What cancer types is genomic testing most frequently utilized in?

A lot of people would say any metastatic solid tumors should have a complete genomic profiling done at the diagnosis so that we can look for all possible targeted mutations, as well as availability for clinical trials as new drugs come on board. But where it becomes most important is in lung cancer. Lung cancer genomics defines the ability for us to start treatment for those lung cancer patients. We need to have that information as soon as possible. As I said, what used to take a long time, we can now get within just a couple of weeks of a full profile on that patient. Basically, that patient is waiting for that profile before they embark on treatment.

Lung cancer is important, but we are also seeing it as important in colon cancer. It is also helping us define whether patients will respond to immunotherapy. Immunotherapy can be a game changer for some of these patients, so we would like to know upfront if patients would be eligible for immunotherapy, as that could be transformative for them. So all cancers, but lung cancer being the most important right now.

Can you discuss NGS as a primary tool for genomic testing?

Next-generation sequencing is what we use now to sequence tumors. It is just a way that we can have very high throughput and rapid and efficient sequencing of the entire tumor genome. It is the technique that we use for rapid sequencing of tumors to identify the mutations.

Are there any strategies for using NGS and its clinical applications?
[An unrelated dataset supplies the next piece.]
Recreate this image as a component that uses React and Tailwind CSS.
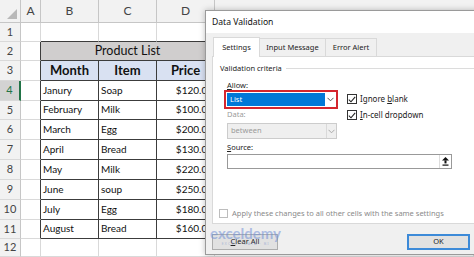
import React from 'react';

// widths of the spreadsheet columns: row numbers, A, B, C, D, rest
const COLS = [21, 20, 58, 58, 58];
const ROW_H = [19, 19, 20, 20, 19, 20, 20, 20, 20, 20, 19, 18];

const DATA = [
  ['Janury', 'Soap', '$120.00'],
  ['February', 'Milk', '$100.00'],
  ['March', 'Egg', '$200.00'],
  ['April', 'Bread', '$130.00'],
  ['May', 'Milk', '$220.00'],
  ['June', 'soup', '$250.00'],
  ['July', 'Egg', '$180.00'],
  ['August', 'Bread', '$160.00'],
];

const grid = 'border-r border-b border-[#d9d9d9]';
const dark = 'border-r border-b border-[#3c3c3c]';

const Chevron = ({ color = '#555' }) => (
  <svg width="7" height="5" viewBox="0 0 7 5">
    <polyline points="0.5,0.8 3.5,3.8 6.5,0.8" fill="none" stroke={color} strokeWidth="1" />
  </svg>
);

const Check = ({ checked }) => (
  <div className="w-[10px] h-[10px] border border-[#333] bg-white flex items-center justify-center">
    {checked && (
      <svg width="8" height="7" viewBox="0 0 8 7">
        <polyline points="0.8,3.6 3,5.8 7.2,0.9" fill="none" stroke="#222" strokeWidth="1.1" />
      </svg>
    )}
  </div>
);

function SheetRow({ n, h }) {
  const active = n === 4;
  const numCls = active
    ? 'bg-[#d3d3d3] text-[#217346] border-r-2 border-r-[#217346]'
    : 'bg-[#f2f2f2] text-[#444]';
  const inTable = n >= 2 && n <= 11;
  const aBorder = inTable ? 'border-r border-r-[#3c3c3c] border-b border-b-[#d9d9d9]' : grid;
  const topOfTable = n === 1;

  let cells;
  if (n === 2) {
    cells = (
      <div className={`w-[174px] shrink-0 bg-[#d0cece] ${dark} flex items-center justify-center text-[12.5px] text-[#111]`}>
        Product List
      </div>
    );
  } else if (n === 3) {
    cells = ['Month', 'Item', 'Price'].map((t) => (
      <div
        key={t}
        className={`w-[58px] shrink-0 bg-[#d9e1f2] ${dark} flex items-center justify-center font-bold text-[13px] text-[#111]`}
      >
        {t}
      </div>
    ));
  } else if (n >= 4 && n <= 11) {
    const r = DATA[n - 4];
    cells = r.map((t, i) => (
      <div
        key={i}
        className={`w-[58px] shrink-0 ${dark} flex items-end pb-[2px] ${i === 2 ? 'justify-end pr-[1px]' : 'pl-[2px]'} text-[10px] text-[#111]`}
      >
        {t}
      </div>
    ));
  } else {
    cells = COLS.slice(2).map((w, i) => (
      <div
        key={i}
        style={{ width: w }}
        className={`shrink-0 ${topOfTable ? 'border-r border-r-[#d9d9d9] border-b border-b-[#3c3c3c]' : grid}`}
      />
    ));
  }

  return (
    <div className="flex" style={{ height: h }}>
      <div className={`w-[21px] shrink-0 ${numCls} border-b border-b-[#d9d9d9] ${active ? '' : 'border-r border-r-[#c6c6c6]'} flex items-center justify-center text-[11px]`}>
        {n}
      </div>
      <div className={`w-[20px] shrink-0 ${aBorder}`} />
      {cells}
      <div className={`flex-1 ${grid}`} />
    </div>
  );
}

function Sheet() {
  return (
    <div className="w-full h-full bg-white" style={{ fontFamily: 'Lato, "Liberation Sans", sans-serif' }}>
      {/* column header */}
      <div className="flex h-[23px] bg-[#f2f2f2] text-[#444] text-[12px]">
        <div className="w-[21px] shrink-0 border-r border-b border-[#c6c6c6] flex items-end justify-end p-[3px]">
          <svg width="10" height="10" viewBox="0 0 10 10">
            <polygon points="10,0 10,10 0,10" fill="#b9b9b9" />
          </svg>
        </div>
        {['A', 'B', 'C', 'D'].map((c, i) => (
          <div
            key={c}
            style={{ width: COLS[i + 1] }}
            className="shrink-0 border-r border-b border-[#c6c6c6] flex items-center justify-center"
          >
            {c}
          </div>
        ))}
        <div className="flex-1 border-b border-[#c6c6c6]" />
      </div>
      {ROW_H.map((h, i) => (
        <SheetRow key={i} n={i + 1} h={h} />
      ))}
    </div>
  );
}

function Dialog() {
  return (
    <div
      className="absolute left-[205px] top-[10px] w-[280px] h-[245px] flex flex-col border-l border-t border-b border-[#9a9a9a] shadow-[0_0_6px_rgba(0,0,0,0.25)] text-[#222] text-[7.5px]"
      style={{ fontFamily: '"Noto Sans", "Open Sans", sans-serif' }}
    >
      <div className="h-[22px] bg-white flex items-center pl-[6px] text-[8.6px] text-[#111]">Data Validation</div>
      <div className="flex-1 bg-[#f0f0f0] px-[6px] relative">
        {/* tabs */}
        <div className="flex items-end h-[23px] pl-[1px]">
          <div className="w-[47px] h-[20px] -mb-px bg-white border border-b-0 border-[#d9d9d9] flex items-center justify-center z-10">
            Settings
          </div>
          <div className="w-[66px] h-[18px] border-t border-r border-[#d9d9d9] flex items-center justify-center">
            Input Message
          </div>
          <div className="w-[51px] h-[18px] border-t border-r border-[#d9d9d9] flex items-center justify-center">
            Error Alert
          </div>
        </div>
        {/* panel */}
        <div className="h-[168px] bg-white border border-[#d9d9d9] flex flex-col">
          <div className="flex items-center h-[13px] mt-[5px] pl-[7px] pr-[4px]">
            <span>Validation criteria</span>
            <div className="flex-1 h-px bg-[#dcdcdc] ml-[4px]" />
          </div>
          <div className="flex pl-[14px] mt-[5px]">
            <div className="flex flex-col w-[111px]">
              <div className="h-[10px] leading-[10px]">
                <span className="underline">A</span>llow:
              </div>
              <div className="-ml-[3px] w-[114px] h-[19px] border-2 border-[#d4262e] p-px">
                <div className="h-[13px] flex bg-white">
                  <div className="flex-1 bg-[#0078d7] text-white flex items-center pl-[3px]">List</div>
                  <div className="w-[10px] flex items-center justify-center">
                    <Chevron />
                  </div>
                </div>
              </div>
              <div className="h-[10px] leading-[10px] text-[#9a9a9a]">Data:</div>
              <div className="mt-[4px] h-[16px] w-[110px] border border-[#cccccc] bg-[#efefef] flex">
                <div className="flex-1 flex items-center pl-[3px] text-[#9a9a9a]">between</div>
                <div className="w-[10px] border-l border-[#d9d9d9] flex items-center justify-center">
                  <Chevron color="#aaa" />
                </div>
              </div>
            </div>
            <div className="flex flex-col ml-[9px] pt-[13px] gap-[4px] text-[8px]">
              <div className="flex items-center gap-[3px]">
                <Check checked />
                <span>
                  Ignore <span className="underline">b</span>lank
                </span>
              </div>
              <div className="flex items-center gap-[3px]">
                <Check checked />
                <span>
                  <span className="underline">I</span>n-cell dropdown
                </span>
              </div>
            </div>
          </div>
          <div className="pl-[14px] mt-[3px] h-[10px] leading-[10px]">
            <span className="underline">S</span>ource:
          </div>
          <div className="ml-[14px] mt-[2px] w-[225px] h-[15px] border border-[#999] bg-white flex justify-end">
            <div className="w-[12px] h-full flex items-center justify-center border-l border-[#ddd]">
              <svg width="7" height="9" viewBox="0 0 7 9">
                <polygon points="3.5,0 7,3.6 0,3.6" fill="#111" />
                <rect x="2.5" y="3.4" width="2" height="3" fill="#111" />
                <rect x="0.5" y="7.5" width="6" height="1.2" fill="#111" />
              </svg>
            </div>
          </div>
          <div className="flex items-center gap-[4px] pl-[6px] mt-[39px] text-[#8a8a8a]">
            <div className="w-[9px] h-[9px] border border-[#bdbdbd] bg-white" />
            <span>Apply these changes to all other cells with the same settings</span>
          </div>
        </div>
        {/* footer */}
        <div className="flex mt-[10px]">
          <div className="w-[66px] h-[16px] bg-[#e1e1e1] border border-[#adadad] flex items-center justify-center">
            <span>
              <span className="underline">C</span>lear All
            </span>
          </div>
          <div className="ml-[129px] w-[63px] h-[16px] bg-[#e1e1e1] border-2 border-[#3c8ad8] flex items-center justify-center">
            OK
          </div>
        </div>
        {/* watermark */}
        <div className="absolute left-[4px] top-[193px] flex flex-col items-center pointer-events-none">
          <span className="text-[15px] font-bold leading-[15px] text-[#6f8fd6]/55" style={{ fontFamily: 'Lato, sans-serif' }}>
            exceldemy
          </span>
          <span className="text-[4px] tracking-[1px] text-[#8aa0d0]/60">EXCEL · DATA · BI</span>
        </div>
      </div>
    </div>
  );
}

export default function App() {
  return (
    <div className="relative w-[474px] h-[257px] overflow-hidden bg-white">
      <Sheet />
      <Dialog />
    </div>
  );
}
I think the strategy is still around what we need targeted gene mutation profiling for. Certain types of tumors, for instance, we might have different drugs that would treat a lung cancer mutation better than it would treat a colon cancer mutation, so we look at whether we should have some targeted profiles for different cancers, or should we just run the same profile of all known mutations in all cancers? It somewhat gets down to cost, expenses, insurance reimbursement and some complicated factors that may help direct how we do this in the future. But what we expect to happen is that every patient that has metastatic solid tumor will get NGS sequencing and identify all of the known tumor mutations associated with cancer. That way, we just have the most complete information on every patient that we are treating, and again, open it up to new drugs, new clinical trials, as well as existing immune therapies and other treatments.

What challenges do you think need to be further looked at?

Where we get interested is in looking at how these mutations might also be utilized to diagnose cancer, especially when we talk about liquid biopsy. So diagnosis and screening, using an NGS approach of some sort, is also an exciting aspect of this field moving forward. We know that DNA is leaked into the blood system constantly by tumors, even early tumors, so if we can use that as a way to screen cancers, using NGS sequenc[ing], identifying mutations specific to cancers, then not only can we identify whether a patient has cancer somewhere in their body, but also maybe pinpoint what cancer that is to direct further workup. I think where it gets exciting is if you think about using these technologies to screen for cancer earlier as well as to detect and follow patients who are being treated with cancer to know whether or not they're responding to treatment.

Are there any other ongoing research in this area or any other?

There is a lot of exciting research in terms of how [to make] the tests more sensitive to be able to identify more mutations and how you may be looking at other ways to analyze the DNA other than just sequencing that might predict different aspects of cancer and the presence of cancer. There is an enormous amount of exciting research that I think will be developed in the near future to help direct us more from a biomarker standpoint in cancer.